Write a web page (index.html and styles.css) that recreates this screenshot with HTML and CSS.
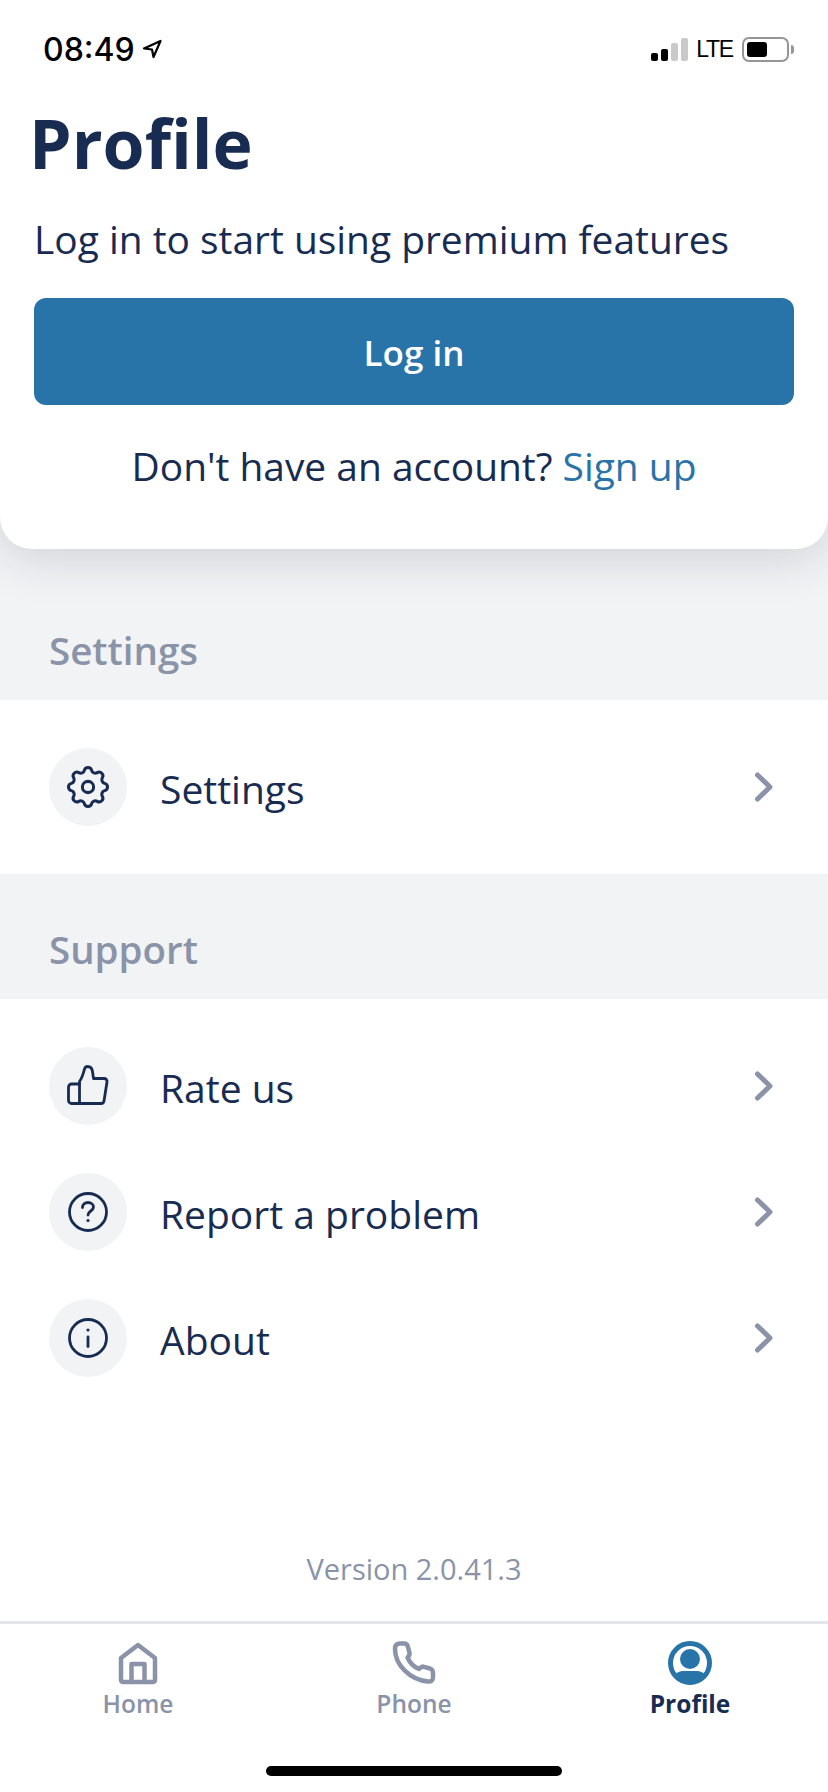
FILE: index.html
```html
<!DOCTYPE html>
<html lang="en">
<head>
  <meta charset="UTF-8">
  <meta name="viewport" content="width=device-width, initial-scale=1.0">
  <title>Profile</title>
  <link rel="stylesheet" href="styles.css">
</head>
<body>
  <div class="app">
    <header class="card">
      <div class="status">
        <div class="status-left">
          <span class="time">08:49</span>
          <svg class="arrow" viewBox="0 0 20 20"><path d="M2 9.5 18.5 2 11.5 18 10 10.5Z"/></svg>
        </div>
        <div class="status-right">
          <div class="signal">
            <i class="on s1"></i><i class="on s2"></i><i class="s3"></i><i class="s4"></i>
          </div>
          <span class="lte">LTE</span>
          <div class="battery"><div class="charge"></div></div>
          <div class="nub"></div>
        </div>
      </div>
      <h1>Profile</h1>
      <p class="lead">Log in to start using premium features</p>
      <button type="button" class="login">Log in</button>
      <p class="signup">Don't have an account? <a href="#">Sign up</a></p>
    </header>

    <div class="section-title first">Settings</div>
    <section class="list">
      <div class="row">
        <div class="badge">
          <svg class="icon gear" width="52" height="52" viewBox="0 0 24 24"><path d="M10.325 4.317c.426-1.756 2.924-1.756 3.35 0a1.724 1.724 0 002.573 1.066c1.543-.94 3.31.826 2.37 2.37a1.724 1.724 0 001.065 2.572c1.756.426 1.756 2.924 0 3.35a1.724 1.724 0 00-1.066 2.573c.94 1.543-.826 3.31-2.37 2.37a1.724 1.724 0 00-2.572 1.065c-.426 1.756-2.924 1.756-3.35 0a1.724 1.724 0 00-2.573-1.066c-1.543.94-3.31-.826-2.37-2.37a1.724 1.724 0 00-1.065-2.572c-1.756-.426-1.756-2.924 0-3.35a1.724 1.724 0 001.066-2.573c-.94-1.543.826-3.31 2.37-2.37.996.608 2.296.07 2.572-1.065z"/><circle cx="12" cy="12" r="2.6"/></svg>
        </div>
        <span class="label">Settings</span>
        <svg class="chevron" viewBox="0 0 20 30"><path d="M3.500 3 16 15 3.500 27"/></svg>
      </div>
    </section>

    <div class="section-title">Support</div>
    <section class="list grow">
      <div class="row">
        <div class="badge">
          <svg class="icon" width="42" height="42" viewBox="0 0 42 42"><path d="M12.500 38.500H34a3 3 0 0 0 3-2.500l3-19c.3-2-1-3.500-3-3.500H26.500l-1-7c-.5-4-3-5-5-5-1.500 0-2.500 1-3 2.500-1 4-2.500 9-5 12.500v22Z"/><path d="M12.500 19H4.500a3 3 0 0 0-3 3v13.500a3 3 0 0 0 3 3h8"/></svg>
        </div>
        <span class="label">Rate us</span>
        <svg class="chevron" viewBox="0 0 20 30"><path d="M3.500 3 16 15 3.500 27"/></svg>
      </div>
      <div class="row">
        <div class="badge">
          <svg class="icon" width="42" height="42" viewBox="0 0 42 42"><circle cx="21" cy="21" r="18.500"/><path d="M15.500 16.500c0-3 2.500-5 5.500-5s5.500 2 5.500 4.500c0 4-5.500 4-5.500 8"/><circle class="dot" cx="21" cy="29.500" r="1.600"/></svg>
        </div>
        <span class="label">Report a problem</span>
        <svg class="chevron" viewBox="0 0 20 30"><path d="M3.500 3 16 15 3.500 27"/></svg>
      </div>
      <div class="row">
        <div class="badge">
          <svg class="icon" width="42" height="42" viewBox="0 0 42 42"><circle cx="21" cy="21" r="18.500"/><path d="M21 20v9.500"/><circle class="dot" cx="21" cy="13" r="1.600"/></svg>
        </div>
        <span class="label">About</span>
        <svg class="chevron" viewBox="0 0 20 30"><path d="M3.500 3 16 15 3.500 27"/></svg>
      </div>
      <div class="version">Version 2.0.41.3</div>
    </section>

    <nav class="tabs">
      <a class="tab" href="#">
        <svg class="tab-icon" width="44" height="44" viewBox="0 0 44 44"><path d="M5 17 22 4 39 17V39a2 2 0 0 1-2 2H7a2 2 0 0 1-2-2Z"/><path d="M15.500 41V23H28.500V41"/></svg>
        <span>Home</span>
      </a>
      <a class="tab" href="#">
        <svg class="tab-icon" width="44" height="44" viewBox="0 0 44 44"><path d="M3 8C3 4 5 2.500 8 2.500h4c2 0 3.500 1 4 3.500l1.500 6c.5 2-.5 3-2 4.500 2 4.500 6.500 9.500 11.500 11.500 1.500-1.500 2.500-3 5-2.200l6 1.700c2 .7 3 2 3 4.500v4.500c0 3-2 4.500-5 4C18 39 3 24 3 8Z"/></svg>
        <span>Phone</span>
      </a>
      <a class="tab active" href="#">
        <svg width="44" height="44" viewBox="0 0 44 44"><circle class="ring" cx="22" cy="22" r="19.500"/><circle class="fill" cx="22" cy="18" r="10"/><path class="fill" d="M7 34C9 31 12 30 15 30H29C32 30 35 31 37 34A20 20 0 0 1 7 34Z"/></svg>
        <span>Profile</span>
      </a>
    </nav>
    <div class="home-bar"><div class="indicator"></div></div>
  </div>
</body>
</html>
```
FILE: styles.css
```css
* {
  box-sizing: border-box;
}
body {
  margin: 0;
  background: #fff;
  color: #182c52;
  font-family: "Open Sans", sans-serif;
}
.app {
  display: flex;
  flex-direction: column;
  height: 1792px;
  background: #f2f3f5;
  overflow: hidden;
}

/* top card */
.card {
  background: #fff;
  height: 549px;
  padding: 0 34px;
  border-radius: 0 0 32px 32px;
  box-shadow: 0 8px 50px rgba(20, 30, 50, 0.16);
  position: relative;
}
.status {
  height: 88px;
  margin: 0 -34px;
  padding: 10px 34px 0 43px;
  display: flex;
  align-items: center;
  justify-content: space-between;
  color: #000;
}
.status-left {
  display: flex;
  align-items: center;
  gap: 7px;
}
.time {
  font-family: Inter, sans-serif;
  font-weight: 500;
  font-size: 32px;
}
.arrow {
  width: 20px;
  height: 20px;
  fill: none;
  stroke: #000;
  stroke-width: 2.2;
  stroke-linejoin: round;
}
.status-right {
  display: flex;
  align-items: center;
}
.signal {
  display: flex;
  align-items: flex-end;
  gap: 3px;
  height: 23px;
}
.signal i {
  display: block;
  width: 7px;
  background: #c9c9c9;
  border-radius: 2px;
}
.signal .on {
  background: #000;
}
.s1 { height: 8px; }
.s2 { height: 12px; }
.s3 { height: 18px; }
.s4 { height: 23px; }
.lte {
  font-family: "Liberation Sans", sans-serif;
  font-size: 23px;
  letter-spacing: -1.2px;
  margin: 0 9px 0 8px;
}
.battery {
  width: 47px;
  height: 25px;
  border: 2px solid #969696;
  border-radius: 7px;
  padding: 3px;
}
.charge {
  width: 20px;
  height: 15px;
  background: #000;
  border-radius: 3px;
}
.nub {
  width: 3px;
  height: 9px;
  margin-left: 2px;
  background: #969696;
  border-radius: 0 3px 3px 0;
}
h1 {
  margin: 15px 0 0 -5px;
  font-size: 68px;
  line-height: 80px;
  font-weight: 700;
}
.lead {
  margin: 28px 0 0;
  font-size: 38.900px;
  line-height: 56px;
}
.login {
  display: block;
  width: 100%;
  height: 107px;
  margin-top: 31px;
  padding-top: 3px;
  border: none;
  border-radius: 12px;
  background: #2874a8;
  color: #fff;
  font-family: inherit;
  font-size: 35px;
  font-weight: 600;
}
.signup {
  margin: 33px 0 0;
  font-size: 38.900px;
  line-height: 56px;
  text-align: center;
}
.signup a {
  color: #2874a8;
  text-decoration: none;
}

/* lists */
.section-title {
  height: 125px;
  padding: 50px 0 0 49px;
  font-size: 38.500px;
  line-height: 50px;
  font-weight: 600;
  color: #8a93a8;
}
.section-title.first {
  height: 151px;
  padding-top: 76px;
}
.list {
  background: #fff;
  padding: 48px 0;
  display: flex;
  flex-direction: column;
  gap: 48px;
}
.list.grow {
  flex: 1;
  padding-bottom: 0;
}
.row {
  display: flex;
  align-items: center;
  padding: 0 54px 0 49px;
}
.badge {
  width: 78px;
  height: 78px;
  border-radius: 50%;
  background: #f2f3f5;
  display: flex;
  align-items: center;
  justify-content: center;
}
.icon {
  fill: none;
  stroke: #182c52;
  stroke-width: 2.8;
  stroke-linecap: round;
  stroke-linejoin: round;
}
.icon.gear {
  stroke-width: 1.4;
}
.icon .dot {
  fill: #182c52;
  stroke: none;
}
.label {
  flex: 1;
  margin-left: 33px;
  padding-top: 3px;
  font-size: 39px;
}
.chevron {
  width: 20px;
  height: 30px;
  fill: none;
  stroke: #8a93a8;
  stroke-width: 5;
  stroke-linecap: round;
  stroke-linejoin: round;
}
.version {
  margin-top: auto;
  padding-bottom: 31px;
  text-align: center;
  font-size: 29px;
  line-height: 42px;
  color: #8a93a8;
}

/* bottom tabs */
.tabs {
  display: grid;
  grid-template-columns: repeat(3, 1fr);
  background: #fff;
  border-top: 3px solid #e4e5ea;
  padding-top: 17px;
}
.tab {
  display: flex;
  flex-direction: column;
  align-items: center;
  color: #8a93a8;
  font-size: 24.500px;
  line-height: 38px;
  font-weight: 600;
  text-decoration: none;
}
.tab-icon {
  fill: none;
  stroke: #8a93a8;
  stroke-width: 4.500;
  stroke-linecap: round;
  stroke-linejoin: round;
}
.tab.active {
  color: #182c52;
  font-weight: 700;
}
.ring {
  fill: none;
  stroke: #2874a8;
  stroke-width: 5;
}
.fill {
  fill: #2874a8;
}
.home-bar {
  height: 69px;
  background: #fff;
  padding-top: 43px;
}
.indicator {
  width: 296px;
  height: 10px;
  margin: 0 auto;
  background: #000;
  border-radius: 5px;
}
```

• **Task directions**
Each line above that includes "styles" should be shown.

• **Final result**
Write a web page (index.html and styles.css) that recreates this screenshot with HTML and CSS.
  <link rel="stylesheet" href="styles.css">
FILE: styles.css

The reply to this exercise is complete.